Development of the small intestine and adult intestinal homeostasis requires canonical Wnt signaling. Lef/Tcf4, the transcription factor that mediates canonical Wnt signaling, is essential for the formation of proliferative compartments in prospective crypt regions of neonatal mice (Korinek, Barker et al. 1998). Lef/Tcf4 is also required for adult intestinal homeostasis (van Es, Haegebarth et al. 2012), as is the Wnt effector β-catenin (Fevr, Robine et al. 2007). Conversely, administration of the Wnt signaling agonist R-spondin1 leads to expansion of the ISC compartment (Yan, Chia et al. 2012), which can mitigate loss of ISCs during chemoradiation (Zhou, Geng et al. 2013). In adult animals, the central role of Wnt signaling is highlighted by the Wnt-dependent expression of numerous ISC markers, including Lgr5. (de Lau, Barker et al. 2011). In addition to its role in maintaining ISCs, Wnt signaling confers competence for the secretory fate decision. Wnt signaling plays specific roles in Paneth cell differentiation (Andreu, Colnot et al. 2005; van Es, Jay et al. 2005; Andreu, Peignon et al. 2008; van Es, Haegebarth et al. 2012), whereas overexpression of the Wnt inhibitor DKK1 leads to loss of all secretory cells (Pinto, Gregorieff et al. 2003).

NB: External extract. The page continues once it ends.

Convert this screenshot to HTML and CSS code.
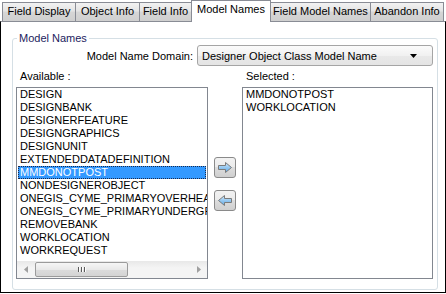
FILE: index.html
```html
<!DOCTYPE html>
<html>
<head>
  <meta charset="UTF-8">
  <link rel="stylesheet" href="styles.css">
</head>
<body>
  <div class="window">
    <div class="tabs">
      <div class="tab tab-display">Field Display</div>
      <div class="tab tab-object">Object Info</div>
      <div class="tab tab-field">Field Info</div>
      <div class="tab tab-active">Model Names</div>
      <div class="tab tab-fmodel">Field Model Names</div>
      <div class="tab tab-abandon">Abandon Info</div>
    </div>
    <div class="panel">
      <div class="group">
        <div class="group-title">Model Names</div>
        <div class="domain">
          <span>Model Name Domain:</span>
          <div class="combo">
            <span>Designer Object Class Model Name</span>
            <svg class="combo-arrow" width="7" height="4" viewBox="0 0 7 4"><path d="M0 0h7L3.5 4z" fill="#000"/></svg>
          </div>
        </div>
        <div class="lists">
          <div class="list-label">Available :</div>
          <div></div>
          <div class="list-label">Selected :</div>

          <div class="list">
            <div class="items">
              <div class="item">DESIGN</div>
              <div class="item">DESIGNBANK</div>
              <div class="item">DESIGNERFEATURE</div>
              <div class="item">DESIGNGRAPHICS</div>
              <div class="item">DESIGNUNIT</div>
              <div class="item">EXTENDEDDATADEFINITION</div>
              <div class="item item-selected">MMDONOTPOST</div>
              <div class="item">NONDESIGNEROBJECT</div>
              <div class="item">ONEGIS_CYME_PRIMARYOVERHEAD</div>
              <div class="item">ONEGIS_CYME_PRIMARYUNDERGROUND</div>
              <div class="item">REMOVEBANK</div>
              <div class="item">WORKLOCATION</div>
              <div class="item">WORKREQUEST</div>
            </div>
            <div class="hscroll">
              <div class="scroll-btn"><svg width="4" height="7" viewBox="0 0 4 7"><path d="M4 0v7L0 3.5z" fill="#a0a0a0"/></svg></div>
              <div class="scroll-track">
                <div class="thumb"><span class="grip"></span><span class="grip"></span><span class="grip"></span></div>
              </div>
              <div class="scroll-btn"><svg width="4" height="7" viewBox="0 0 4 7"><path d="M0 0v7L4 3.5z" fill="#a0a0a0"/></svg></div>
            </div>
          </div>

          <div class="movers">
            <div class="mover">
              <svg width="16" height="13" viewBox="0 0 16 13">
                <defs>
                  <linearGradient id="blue1" x1="0" y1="0" x2="0" y2="1">
                    <stop offset="0" stop-color="#cfe8fb"/>
                    <stop offset="1" stop-color="#5ea9e6"/>
                  </linearGradient>
                </defs>
                <path d="M1.5 4.5h7v-3l6 5-6 5v-3h-7z" fill="url(#blue1)" stroke="#7b7b7b"/>
              </svg>
            </div>
            <div class="mover">
              <svg width="16" height="13" viewBox="0 0 16 13">
                <defs>
                  <linearGradient id="blue2" x1="0" y1="0" x2="0" y2="1">
                    <stop offset="0" stop-color="#cfe8fb"/>
                    <stop offset="1" stop-color="#5ea9e6"/>
                  </linearGradient>
                </defs>
                <path d="M14.5 4.5h-7v-3l-6 5 6 5v-3h7z" fill="url(#blue2)" stroke="#7b7b7b"/>
              </svg>
            </div>
          </div>

          <div class="list">
            <div class="items">
              <div class="item">MMDONOTPOST</div>
              <div class="item">WORKLOCATION</div>
            </div>
          </div>
        </div>
      </div>
    </div>
  </div>
</body>
</html>
```

FILE: styles.css
```css
body {
  margin: 0;
  padding: 0;
  background: #ffffff;
  font-family: "Liberation Sans", Arial, sans-serif;
  font-size: 11px;
  color: #000000;
}

.window {
  width: 446px;
  height: 294px;
}

/* tab strip */
.tabs {
  display: flex;
  align-items: flex-end;
  height: 21px;
  padding-left: 2px;
}

.tab {
  box-sizing: border-box;
  height: 19px;
  line-height: 17px;
  text-align: center;
  white-space: nowrap;
  border: 1px solid #898c95;
  border-bottom: none;
  margin-right: -1px;
  background: linear-gradient(#f2f2f2, #e4e4e4 45%, #d6d6d6 50%, #cfcfcf);
}

.tab-display { width: 74px; }
.tab-object { width: 65px; }
.tab-field { width: 53px; }
.tab-fmodel { width: 101px; }
.tab-abandon { width: 74px; }

.tab-active {
  position: relative;
  z-index: 1;
  width: 80px;
  height: 22px;
  line-height: 17px;
  margin-bottom: -1px;
  background: #ffffff;
}

/* panel */
.panel {
  box-sizing: border-box;
  height: 272px;
  border: 1px solid #000000;
  border-top-color: #898c95;
  padding: 16px 7px 0 11px;
}

.group {
  box-sizing: border-box;
  height: 252px;
  border: 1px solid #d5dfe5;
  border-radius: 3px;
}

.group-title {
  width: max-content;
  margin: -7px 0 0 4px;
  padding: 0 2px;
  line-height: 13px;
  background: #ffffff;
  color: #1c1c5e;
}

.domain {
  display: flex;
  justify-content: flex-end;
  align-items: center;
  gap: 4px;
  padding-right: 4px;
}

.combo {
  box-sizing: border-box;
  width: 236px;
  height: 21px;
  display: flex;
  align-items: center;
  justify-content: space-between;
  padding: 0 15px 0 4px;
  border: 1px solid #a5a5a5;
  border-radius: 3px;
  background: linear-gradient(#fbfbfb, #f1f1f1 50%, #e9e9e9 50%, #e4e4e4);
}

.lists {
  display: grid;
  grid-template-columns: 192px 34px 191px;
  margin: 4px 0 0 3px;
}

.list-label {
  line-height: 13px;
  padding-left: 4px;
  margin-bottom: 4px;
}

.list {
  box-sizing: border-box;
  height: 192px;
  display: flex;
  flex-direction: column;
  border: 1px solid #828790;
  overflow: hidden;
}

.items {
  flex: 1;
  overflow: hidden;
}

.item {
  line-height: 13px;
  padding-left: 3px;
  white-space: nowrap;
}

.item-selected {
  margin: 0 1px;
  padding-left: 2px;
  background: #3399ff;
  color: #ffffff;
  outline: 1px dotted #1c2a4a;
  outline-offset: -1px;
}

/* horizontal scrollbar */
.hscroll {
  display: flex;
  height: 17px;
  background: linear-gradient(#e8e8e8, #f4f4f4 40%, #f4f4f4);
}

.scroll-btn {
  width: 17px;
  display: flex;
  align-items: center;
  justify-content: center;
}

.scroll-track {
  flex: 1;
  padding: 0 1px;
  display: flex;
  align-items: center;
}

.thumb {
  box-sizing: border-box;
  width: 93px;
  height: 15px;
  display: flex;
  align-items: center;
  justify-content: center;
  gap: 2px;
  border: 1px solid #9b9b9b;
  border-radius: 2px;
  background: linear-gradient(#f6f6f6, #e9e9e9 50%, #dcdcdc 50%, #d4d4d4);
}

.grip {
  width: 1px;
  height: 5px;
  background: #5a5a5a;
  box-shadow: 1px 0 0 #ffffff;
}

/* move buttons */
.movers {
  display: flex;
  flex-direction: column;
  align-items: center;
  gap: 12px;
  padding-top: 70px;
}

.mover {
  box-sizing: border-box;
  width: 22px;
  height: 21px;
  display: flex;
  align-items: center;
  justify-content: center;
  border: 1px solid #8a8a8a;
  border-radius: 3px;
  background: linear-gradient(#f2f2f2, #ebebeb 50%, #dddddd 50%, #cfcfcf);
}
```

The Notch pathway affects intestinal homeostasis by regulating CBCs and by promoting the absorptive cell fate. Compromising Notch signaling in adult mice with the γ-secretase inhibitor DAPT, which blocks the conversion of the Notch receptor into its transcriptionally active state, causes a loss of proliferating Lgr5-positive CBCs and an overall increase in secretory cells (VanDussen, Carulli et al. 2012). Secretory cell hyperplasia in the gut also occurs with deletion of the Notch effector Rbp-j (van Es, van Gijn et al. 2005; VanDussen, Carulli et al. 2012). Conversely, the activation of constitutive Notch signaling in the small intestine of perinatal mice causes an expansion of the proliferative compartment as well as a decrease in the number of secretory cells (Fre, Huyghe et al. 2005; Stanger, Datar et al. 2005). Genetic evidence suggests that Notch signaling exerts its negative regulatory effect on secretory cell differentiation entirely through repression of Math1/Atoh1, a transcription factor required for the formation of secretory cells (Yang, Bermingham et al. 2001), as conditional deletion of Math1 rescues the Rbp-j loss of function phenotype (Kim and Shivdasani 2011). However, while Math1 is up-regulated in the absence of Notch (VanDussen, Carulli et al. 2012), the signal(s) required for positively maintaining normal levels of Math1 in the small intestine are unknown.
There is a need in the art for anti-Notch pathway therapeutic regimens that lack the toxicity associated with inhibition of Notch receptors.